### INFORMATION SUPPLIED ###

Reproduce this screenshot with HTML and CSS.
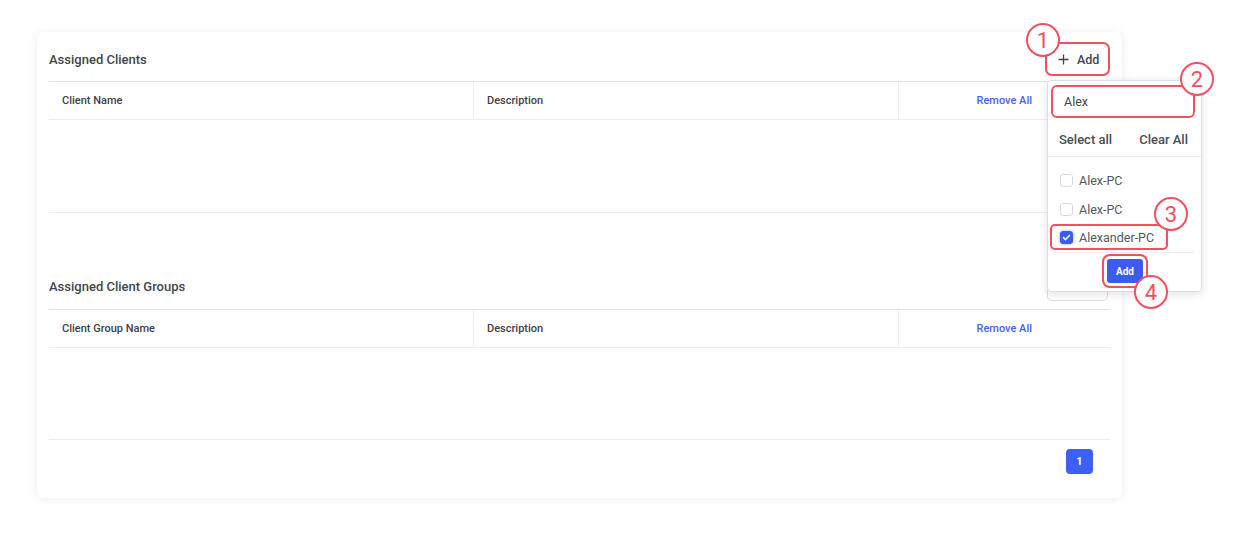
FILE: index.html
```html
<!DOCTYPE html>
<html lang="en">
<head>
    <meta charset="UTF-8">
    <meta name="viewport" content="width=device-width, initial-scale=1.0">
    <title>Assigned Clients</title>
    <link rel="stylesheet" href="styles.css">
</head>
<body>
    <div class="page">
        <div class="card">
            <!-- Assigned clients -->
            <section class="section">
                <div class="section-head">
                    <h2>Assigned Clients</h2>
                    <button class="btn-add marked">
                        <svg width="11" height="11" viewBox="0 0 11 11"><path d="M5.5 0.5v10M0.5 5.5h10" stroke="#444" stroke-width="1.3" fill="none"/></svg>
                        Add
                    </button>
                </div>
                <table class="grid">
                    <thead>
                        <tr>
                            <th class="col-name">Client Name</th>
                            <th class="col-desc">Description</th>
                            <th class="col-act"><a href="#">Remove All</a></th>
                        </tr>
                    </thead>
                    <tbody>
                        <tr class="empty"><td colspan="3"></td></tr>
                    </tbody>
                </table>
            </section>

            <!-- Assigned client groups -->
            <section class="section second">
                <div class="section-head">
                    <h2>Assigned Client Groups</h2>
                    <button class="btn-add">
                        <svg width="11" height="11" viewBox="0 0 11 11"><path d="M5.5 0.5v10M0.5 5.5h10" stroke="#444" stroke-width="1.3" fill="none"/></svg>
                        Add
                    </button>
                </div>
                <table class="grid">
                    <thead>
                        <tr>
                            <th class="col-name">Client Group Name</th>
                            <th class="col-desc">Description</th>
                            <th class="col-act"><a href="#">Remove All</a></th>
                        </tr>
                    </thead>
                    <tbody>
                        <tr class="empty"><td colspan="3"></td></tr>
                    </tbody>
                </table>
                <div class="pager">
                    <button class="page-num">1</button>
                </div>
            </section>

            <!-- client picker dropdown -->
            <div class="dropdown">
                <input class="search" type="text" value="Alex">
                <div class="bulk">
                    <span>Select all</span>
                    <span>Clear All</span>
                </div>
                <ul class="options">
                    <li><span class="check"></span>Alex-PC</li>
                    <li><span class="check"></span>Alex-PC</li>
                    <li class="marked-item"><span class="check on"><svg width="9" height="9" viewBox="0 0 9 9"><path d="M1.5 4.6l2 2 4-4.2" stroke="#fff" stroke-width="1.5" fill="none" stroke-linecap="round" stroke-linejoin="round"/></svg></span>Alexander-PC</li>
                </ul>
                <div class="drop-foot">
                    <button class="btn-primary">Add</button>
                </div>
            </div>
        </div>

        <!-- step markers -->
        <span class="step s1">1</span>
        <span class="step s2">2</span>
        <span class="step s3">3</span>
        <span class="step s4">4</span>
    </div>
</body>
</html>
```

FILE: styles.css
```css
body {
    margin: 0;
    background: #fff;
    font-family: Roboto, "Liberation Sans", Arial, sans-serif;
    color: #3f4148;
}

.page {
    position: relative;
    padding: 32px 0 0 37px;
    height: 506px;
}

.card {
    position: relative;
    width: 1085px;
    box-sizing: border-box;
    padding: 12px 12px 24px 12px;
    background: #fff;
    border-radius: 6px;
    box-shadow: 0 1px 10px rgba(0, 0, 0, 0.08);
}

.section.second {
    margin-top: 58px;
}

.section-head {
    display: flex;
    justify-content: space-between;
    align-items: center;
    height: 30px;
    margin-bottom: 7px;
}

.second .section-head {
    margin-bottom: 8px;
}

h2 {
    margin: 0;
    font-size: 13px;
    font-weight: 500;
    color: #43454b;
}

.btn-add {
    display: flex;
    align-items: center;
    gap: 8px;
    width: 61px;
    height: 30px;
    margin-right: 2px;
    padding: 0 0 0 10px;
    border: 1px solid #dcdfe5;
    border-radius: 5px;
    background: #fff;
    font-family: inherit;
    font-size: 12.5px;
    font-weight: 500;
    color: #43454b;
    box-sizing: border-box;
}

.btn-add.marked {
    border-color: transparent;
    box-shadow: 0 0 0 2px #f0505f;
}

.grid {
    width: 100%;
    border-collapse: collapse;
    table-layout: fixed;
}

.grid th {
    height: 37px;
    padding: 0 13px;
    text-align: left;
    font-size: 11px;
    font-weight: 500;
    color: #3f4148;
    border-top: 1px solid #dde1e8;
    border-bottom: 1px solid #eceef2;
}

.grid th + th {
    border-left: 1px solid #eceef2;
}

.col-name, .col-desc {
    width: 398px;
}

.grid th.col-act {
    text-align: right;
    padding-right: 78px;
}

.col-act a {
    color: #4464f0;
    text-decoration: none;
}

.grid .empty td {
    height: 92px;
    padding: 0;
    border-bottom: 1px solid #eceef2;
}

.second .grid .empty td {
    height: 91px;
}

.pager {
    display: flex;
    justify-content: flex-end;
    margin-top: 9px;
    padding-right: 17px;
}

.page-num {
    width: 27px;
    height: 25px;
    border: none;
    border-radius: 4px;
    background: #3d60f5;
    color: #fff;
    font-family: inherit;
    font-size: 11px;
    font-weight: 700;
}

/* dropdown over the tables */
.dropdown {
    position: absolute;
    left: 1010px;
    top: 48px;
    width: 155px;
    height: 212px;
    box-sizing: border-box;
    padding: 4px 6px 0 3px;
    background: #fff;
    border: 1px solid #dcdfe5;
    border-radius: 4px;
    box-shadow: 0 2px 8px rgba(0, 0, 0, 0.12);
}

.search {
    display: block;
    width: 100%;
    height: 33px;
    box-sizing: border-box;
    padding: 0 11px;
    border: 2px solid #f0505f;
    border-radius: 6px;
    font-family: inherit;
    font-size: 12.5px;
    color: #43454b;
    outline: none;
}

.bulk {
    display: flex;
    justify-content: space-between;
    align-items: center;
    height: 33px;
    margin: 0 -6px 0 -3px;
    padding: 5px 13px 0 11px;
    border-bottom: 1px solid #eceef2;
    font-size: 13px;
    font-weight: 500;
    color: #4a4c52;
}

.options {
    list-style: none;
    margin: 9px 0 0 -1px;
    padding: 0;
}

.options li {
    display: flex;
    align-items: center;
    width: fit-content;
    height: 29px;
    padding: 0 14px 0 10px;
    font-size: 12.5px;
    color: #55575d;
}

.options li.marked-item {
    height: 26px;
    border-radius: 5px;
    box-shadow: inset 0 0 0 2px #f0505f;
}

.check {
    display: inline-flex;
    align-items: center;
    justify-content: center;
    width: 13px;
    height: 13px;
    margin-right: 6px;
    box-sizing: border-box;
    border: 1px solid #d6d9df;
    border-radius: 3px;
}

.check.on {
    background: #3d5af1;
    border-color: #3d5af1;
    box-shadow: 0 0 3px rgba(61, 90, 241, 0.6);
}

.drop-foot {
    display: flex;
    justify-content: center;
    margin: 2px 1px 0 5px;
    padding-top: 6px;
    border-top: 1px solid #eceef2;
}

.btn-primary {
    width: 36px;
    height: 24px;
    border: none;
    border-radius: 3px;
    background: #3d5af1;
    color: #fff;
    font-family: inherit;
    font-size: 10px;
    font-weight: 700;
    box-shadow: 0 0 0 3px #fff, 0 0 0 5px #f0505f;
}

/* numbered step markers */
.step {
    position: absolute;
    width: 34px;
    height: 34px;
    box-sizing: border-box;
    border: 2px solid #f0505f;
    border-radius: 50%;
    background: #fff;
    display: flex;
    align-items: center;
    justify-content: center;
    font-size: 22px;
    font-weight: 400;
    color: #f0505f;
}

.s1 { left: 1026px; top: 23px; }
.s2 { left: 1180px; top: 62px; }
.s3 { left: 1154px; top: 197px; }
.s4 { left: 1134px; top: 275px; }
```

###

• [WHAT TO WORK ON] Give the data above again in full and unchanged, skipping the pictures.

• [RESULT OF THIS EXERCISE]
Reproduce this screenshot with HTML and CSS.
FILE: index.html
```html
<!DOCTYPE html>
<html lang="en">
<head>
    <meta charset="UTF-8">
    <meta name="viewport" content="width=device-width, initial-scale=1.0">
    <title>Assigned Clients</title>
    <link rel="stylesheet" href="styles.css">
</head>
<body>
    <div class="page">
        <div class="card">
            <!-- Assigned clients -->
            <section class="section">
                <div class="section-head">
                    <h2>Assigned Clients</h2>
                    <button class="btn-add marked">
                        <svg width="11" height="11" viewBox="0 0 11 11"><path d="M5.5 0.5v10M0.5 5.5h10" stroke="#444" stroke-width="1.3" fill="none"/></svg>
                        Add
                    </button>
                </div>
                <table class="grid">
                    <thead>
                        <tr>
                            <th class="col-name">Client Name</th>
                            <th class="col-desc">Description</th>
                            <th class="col-act"><a href="#">Remove All</a></th>
                        </tr>
                    </thead>
                    <tbody>
                        <tr class="empty"><td colspan="3"></td></tr>
                    </tbody>
                </table>
            </section>

            <!-- Assigned client groups -->
            <section class="section second">
                <div class="section-head">
                    <h2>Assigned Client Groups</h2>
                    <button class="btn-add">
                        <svg width="11" height="11" viewBox="0 0 11 11"><path d="M5.5 0.5v10M0.5 5.5h10" stroke="#444" stroke-width="1.3" fill="none"/></svg>
                        Add
                    </button>
                </div>
                <table class="grid">
                    <thead>
                        <tr>
                            <th class="col-name">Client Group Name</th>
                            <th class="col-desc">Description</th>
                            <th class="col-act"><a href="#">Remove All</a></th>
                        </tr>
                    </thead>
                    <tbody>
                        <tr class="empty"><td colspan="3"></td></tr>
                    </tbody>
                </table>
                <div class="pager">
                    <button class="page-num">1</button>
                </div>
            </section>

            <!-- client picker dropdown -->
            <div class="dropdown">
                <input class="search" type="text" value="Alex">
                <div class="bulk">
                    <span>Select all</span>
                    <span>Clear All</span>
                </div>
                <ul class="options">
                    <li><span class="check"></span>Alex-PC</li>
                    <li><span class="check"></span>Alex-PC</li>
                    <li class="marked-item"><span class="check on"><svg width="9" height="9" viewBox="0 0 9 9"><path d="M1.5 4.6l2 2 4-4.2" stroke="#fff" stroke-width="1.5" fill="none" stroke-linecap="round" stroke-linejoin="round"/></svg></span>Alexander-PC</li>
                </ul>
                <div class="drop-foot">
                    <button class="btn-primary">Add</button>
                </div>
            </div>
        </div>

        <!-- step markers -->
        <span class="step s1">1</span>
        <span class="step s2">2</span>
        <span class="step s3">3</span>
        <span class="step s4">4</span>
    </div>
</body>
</html>
```

FILE: styles.css
```css
body {
    margin: 0;
    background: #fff;
    font-family: Roboto, "Liberation Sans", Arial, sans-serif;
    color: #3f4148;
}

.page {
    position: relative;
    padding: 32px 0 0 37px;
    height: 506px;
}

.card {
    position: relative;
    width: 1085px;
    box-sizing: border-box;
    padding: 12px 12px 24px 12px;
    background: #fff;
    border-radius: 6px;
    box-shadow: 0 1px 10px rgba(0, 0, 0, 0.08);
}

.section.second {
    margin-top: 58px;
}

.section-head {
    display: flex;
    justify-content: space-between;
    align-items: center;
    height: 30px;
    margin-bottom: 7px;
}

.second .section-head {
    margin-bottom: 8px;
}

h2 {
    margin: 0;
    font-size: 13px;
    font-weight: 500;
    color: #43454b;
}

.btn-add {
    display: flex;
    align-items: center;
    gap: 8px;
    width: 61px;
    height: 30px;
    margin-right: 2px;
    padding: 0 0 0 10px;
    border: 1px solid #dcdfe5;
    border-radius: 5px;
    background: #fff;
    font-family: inherit;
    font-size: 12.5px;
    font-weight: 500;
    color: #43454b;
    box-sizing: border-box;
}

.btn-add.marked {
    border-color: transparent;
    box-shadow: 0 0 0 2px #f0505f;
}

.grid {
    width: 100%;
    border-collapse: collapse;
    table-layout: fixed;
}

.grid th {
    height: 37px;
    padding: 0 13px;
    text-align: left;
    font-size: 11px;
    font-weight: 500;
    color: #3f4148;
    border-top: 1px solid #dde1e8;
    border-bottom: 1px solid #eceef2;
}

.grid th + th {
    border-left: 1px solid #eceef2;
}

.col-name, .col-desc {
    width: 398px;
}

.grid th.col-act {
    text-align: right;
    padding-right: 78px;
}

.col-act a {
    color: #4464f0;
    text-decoration: none;
}

.grid .empty td {
    height: 92px;
    padding: 0;
    border-bottom: 1px solid #eceef2;
}

.second .grid .empty td {
    height: 91px;
}

.pager {
    display: flex;
    justify-content: flex-end;
    margin-top: 9px;
    padding-right: 17px;
}

.page-num {
    width: 27px;
    height: 25px;
    border: none;
    border-radius: 4px;
    background: #3d60f5;
    color: #fff;
    font-family: inherit;
    font-size: 11px;
    font-weight: 700;
}

/* dropdown over the tables */
.dropdown {
    position: absolute;
    left: 1010px;
    top: 48px;
    width: 155px;
    height: 212px;
    box-sizing: border-box;
    padding: 4px 6px 0 3px;
    background: #fff;
    border: 1px solid #dcdfe5;
    border-radius: 4px;
    box-shadow: 0 2px 8px rgba(0, 0, 0, 0.12);
}

.search {
    display: block;
    width: 100%;
    height: 33px;
    box-sizing: border-box;
    padding: 0 11px;
    border: 2px solid #f0505f;
    border-radius: 6px;
    font-family: inherit;
    font-size: 12.5px;
    color: #43454b;
    outline: none;
}

.bulk {
    display: flex;
    justify-content: space-between;
    align-items: center;
    height: 33px;
    margin: 0 -6px 0 -3px;
    padding: 5px 13px 0 11px;
    border-bottom: 1px solid #eceef2;
    font-size: 13px;
    font-weight: 500;
    color: #4a4c52;
}

.options {
    list-style: none;
    margin: 9px 0 0 -1px;
    padding: 0;
}

.options li {
    display: flex;
    align-items: center;
    width: fit-content;
    height: 29px;
    padding: 0 14px 0 10px;
    font-size: 12.5px;
    color: #55575d;
}

.options li.marked-item {
    height: 26px;
    border-radius: 5px;
    box-shadow: inset 0 0 0 2px #f0505f;
}

.check {
    display: inline-flex;
    align-items: center;
    justify-content: center;
    width: 13px;
    height: 13px;
    margin-right: 6px;
    box-sizing: border-box;
    border: 1px solid #d6d9df;
    border-radius: 3px;
}

.check.on {
    background: #3d5af1;
    border-color: #3d5af1;
    box-shadow: 0 0 3px rgba(61, 90, 241, 0.6);
}

.drop-foot {
    display: flex;
    justify-content: center;
    margin: 2px 1px 0 5px;
    padding-top: 6px;
    border-top: 1px solid #eceef2;
}

.btn-primary {
    width: 36px;
    height: 24px;
    border: none;
    border-radius: 3px;
    background: #3d5af1;
    color: #fff;
    font-family: inherit;
    font-size: 10px;
    font-weight: 700;
    box-shadow: 0 0 0 3px #fff, 0 0 0 5px #f0505f;
}

/* numbered step markers */
.step {
    position: absolute;
    width: 34px;
    height: 34px;
    box-sizing: border-box;
    border: 2px solid #f0505f;
    border-radius: 50%;
    background: #fff;
    display: flex;
    align-items: center;
    justify-content: center;
    font-size: 22px;
    font-weight: 400;
    color: #f0505f;
}

.s1 { left: 1026px; top: 23px; }
.s2 { left: 1180px; top: 62px; }
.s3 { left: 1154px; top: 197px; }
.s4 { left: 1134px; top: 275px; }
```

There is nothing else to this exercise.